I have used two sources of gfortran on windows; mingw-w64 and 64-bit equation.com. ( each alternative requires careful setting of the path environment variable, which may be an issue for this thread?)
What I note is that equation.com’s version produces much larger .exe files than MinGW-W64, which I attribute to use of fewer .dll dynamic links. As a consequence, there is a slower initial startup of the .exe, but less overhead once the program starts. By using timers initiated during the run, this eq… version has slightly faster measured computation performance, as .dll loading is not included in my test run times.
This is an interesting thread, as I have not found (equation.com’s) gfortran on windows to have poor performance, although it is important to note my testing is for a different run profile, where my tests are for intense computation over minutes or hours, not fractions of a second, where the startup time is significant. You only connect the .dll’s once then this delay is not repeated.
Most of the comparison of Julia to gfortran in this thread appears to focus on the startup and some intrinsics, while I am more focused on multi-threaded AVX computation. I can’t conceive that Julia would be faster than gfortran for the types of computation I am doing, but there are always going to be types of computing that suit a particular language.
I reviewed the code in post #9 to see if I could identify types of coding that may not suit gfortran.
- lots of tab characters in the code, which is not portable and made it difficult to test with other compiler tools I use.

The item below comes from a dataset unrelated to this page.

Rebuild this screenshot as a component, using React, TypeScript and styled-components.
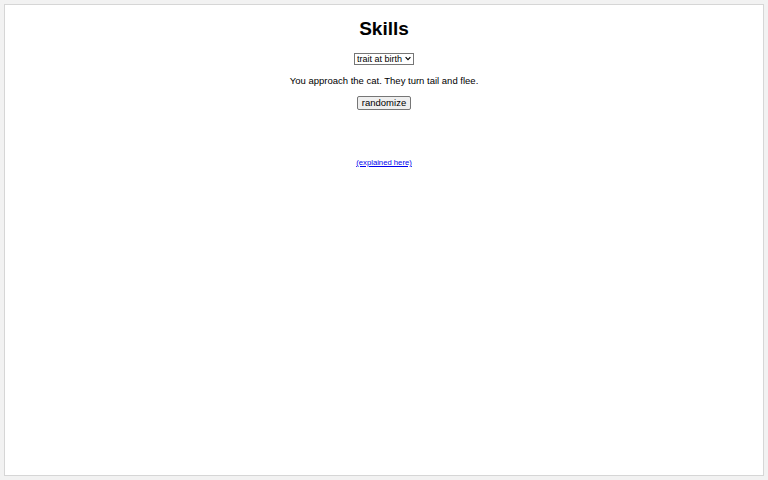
import React from "react";
import styled, { createGlobalStyle } from "styled-components";

const Global = createGlobalStyle`
  html, body { margin: 0; padding: 0; background: #f2f2f2; }
  body { font-family: "Liberation Sans", Arial, sans-serif; color: #000; }
`;

const Page = styled.div`
  box-sizing: border-box;
  width: 768px;
  height: 480px;
  padding: 4px;
`;

const Panel = styled.main`
  box-sizing: border-box;
  height: 100%;
  background: #fff;
  border: 1px solid #d6d6d6;
  display: flex;
  flex-direction: column;
  align-items: center;
  padding-top: 13px;
`;

const Title = styled.h1`
  margin: 0;
  font-size: 19px;
  font-weight: bold;
  line-height: 22px;
`;

const PickerWrap = styled.div`
  position: relative;
  margin-top: 13px;
  display: flex;
`;

const Picker = styled.select`
  appearance: none;
  -webkit-appearance: none;
  box-sizing: border-box;
  font-family: "Liberation Sans", Arial, sans-serif;
  font-size: 9px;
  color: #000;
  width: 60px;
  height: 12px;
  line-height: 10px;
  padding: 0 0 0 2px;
  border: 1px solid #767676;
  border-radius: 0;
  background: #fff;
`;

const Chevron = styled.svg`
  position: absolute;
  right: 3px;
  top: 3px;
  width: 6px;
  height: 5px;
  pointer-events: none;
`;

const Line = styled.p`
  margin: 9px 0 0;
  font-size: 9.5px;
  line-height: 13px;
`;

const Action = styled.button`
  margin-top: 9px;
  font-family: "Liberation Sans", Arial, sans-serif;
  font-size: 9.5px;
  color: #000;
  height: 14px;
  padding: 0 4px;
  line-height: 12px;
  border: 1px solid #767676;
  border-radius: 2px;
  background: #efefef;
`;

const Note = styled.a`
  margin-top: 48px;
  font-size: 7.7px;
  color: #0000ee;
  text-decoration: underline;
`;

export default function App() {
  return (
    <>
      <Global />
      <Page>
        <Panel>
          <Title>Skills</Title>
          <PickerWrap>
            <Picker defaultValue="birth">
              <option value="birth">trait at birth</option>
            </Picker>
            <Chevron viewBox="0 0 6 5">
              <path d="M0.6 1.2 L3 3.6 L5.4 1.2" fill="none" stroke="#000" strokeWidth="1.2" />
            </Chevron>
          </PickerWrap>
          <Line>You approach the cat. They turn tail and flee.</Line>
          <Action>randomize</Action>
          <Note href="#">(explained here)</Note>
        </Panel>
      </Page>
    </>
  );
}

- I am not familiar with ishft (i,j), especially where i and j are different kinds. I suspect “j” should be a standard integer?
- auto-allocate is used, eg “qt1 = mu01 + sig01*gaussian(nsub1)“, although this is not a significant cpu time usage.
- subroutine steptest uses “do concurrent( i=1:nsub, k=1:kmix )”, although this is not a significant cpu time usage. Not sure why this is adopted ?
However, from my win64 > equation.com:gfrotran testing, most of the time is consumed in Function pYq_i_detail. (called 10 million times). This is provided as an external function argument to subroutine MC_gauss_ptheta_w_sig, which is called via subroutine prep.
Changing from being used as a supplied function argument to an explicit function use, this did not change the performance.
It uses intrinsic exp and **2 and does not appear to utilise avx.
Perhaps Julia has a better exp implementation ?